Marcel Fournier, managing director of New York-based Castle Harlan, said Horizon Lines would see "no immediate changes" that would impact customers or employees.
"We were drawn to it because it is already such a solid, well-established business with outstanding management," he said, crediting the Carlyle Group with positioning Horizon for "exciting growth prospects."
Horizon Lines Chairman and CEO Chuck Raymond said the company's revenues have been growing at a compounded annual rate of 5 percent for the past 10 years. He said Horizon plans to continue a strategy of reinvestment in its operations that has resulted in the construction of an additional crane at Sand Island and the purchase of additional stevedoring and refrigeration equipment.
The Carlyle Group bought Horizon from Virginia-based rail-transport company CSX Corp. in February 2003 for $300 million when it was still known as CSX Lines and changed the name. The company began West Coast-Hawaii ocean freight service in 1987 as Sea-Land Service.
Carlyle Group spokesman Chris Ullman said the equity firm, which has $18 billion under management, decided to sell Horizon Lines so soon due to Carlyle's quick success in turning it into a stand-alone shipping company. Just one and a half years after Carlyle bought it, Horizon Lines is already about to surpass a five-year goal for earnings, Ullman said, though he provided no figures.
"And that's been during a weak economic period. Imagine how well the company can do during better times. That's been a key selling point," Ullman said.
He said Horizon's hefty mark-up reflected that success and improvements in U.S. capital markets which have made it easier for Castle Harlan to leverage a deal.
Leaving their mark
Carlyle's legacy was to leave the shipping line more focused on cash flow, said Brian Taylor, vice president and general manager for Horizon Lines' Hawaii-Guam routes.
"That was a major, positive change for us. It gave us a standard by which to measure ourselves," said Taylor, who spent yesterday answering calls from Horizon Lines customers wondering how the deal would affect the carrier.
He said Horizon Lines' three main markets -- Alaska, Hawaii-Guam, and Puerto Rico -- each account for about one-third of the company's total business.

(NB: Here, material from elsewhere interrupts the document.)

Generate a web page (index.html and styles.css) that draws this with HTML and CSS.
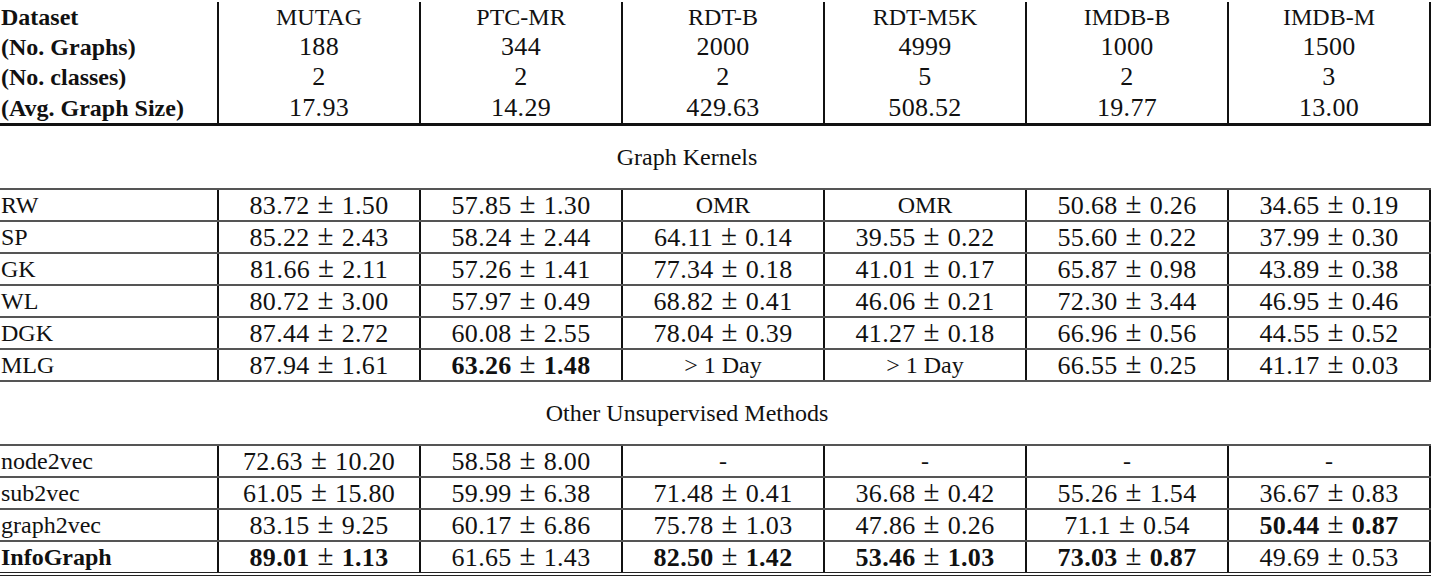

He added that the company's business has been growing steadily, a combination of a growing overall pie and by cutting into Matson's market share.
Mark Teruya, president of food distributor Armstrong Produce, said Horizon Lines has remained a steady performer through its various incarnations with service levels that are on a par with Matson's, though the latter offers four mainland arrivals a week to Horizon's two.

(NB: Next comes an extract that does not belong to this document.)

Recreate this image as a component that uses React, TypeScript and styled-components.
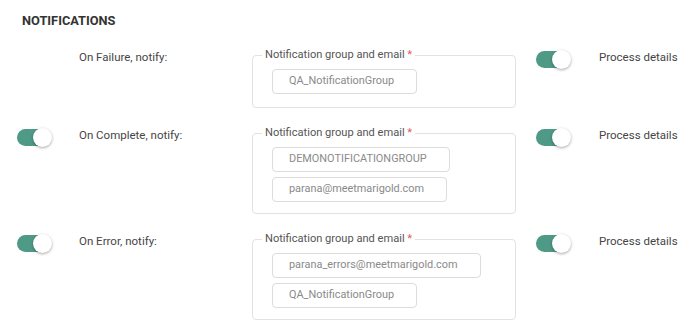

Teruya said it's vital that Horizon's new owners continue to improve the company's good performance. "That will be good for the whole state," he said.
A Matson spokesman had no comment on the deal.
Ullman said the Carlyle Group's Verizon Hawaii and Horizon Lines deals were completely unrelated.
"It's an interesting coincidence that they happened within a couple of days, but these deals are totally independent and unrelated," he said.
He said the Carlyle Group, which counts such heavy hitters as former President George H.W. Bush and other Washington power players as senior advisors, normally holds onto the companies for three to seven years. However, he sought to allay suggestions that Carlyle's Verizon Hawaii investment was aimed at turning a quick profit.
"The Verizon deal is a much longer-term type of investment. We're firmly committed to being in the Verizon investment for years to come," he said.
Castle Harlan prefers to work with the management of the companies it buys. It has 32 companies in its portfolio, ranging from Adobe Air to Morton's Restaurant Group.
BACK TO TOP
Here is a timeline of key events in Horizon Lines' history in Hawaii:
1986 >> Railroad company CSX Corp. buys container shipping firm Sea-Land Corp.
1987 >> Sea-Land buys the Hawaii-Guam routes of shipping company U.S. Lines and operates them as Sea-Land Service Inc.
2000 >> CSX Corp. sells most of Sea-Land Corp., but retains Sea-Land Service, renaming it CSX Lines.
2003 >> CSX Corp. sells CSX Lines to the Carlyle Group, a private-equity firm, for $300 million. The shipping company is renamed Horizon Lines.
Yesterday >> The Carlyle Group announces it has sold Horizon Lines to investment firm Castle Harlan for $650 million.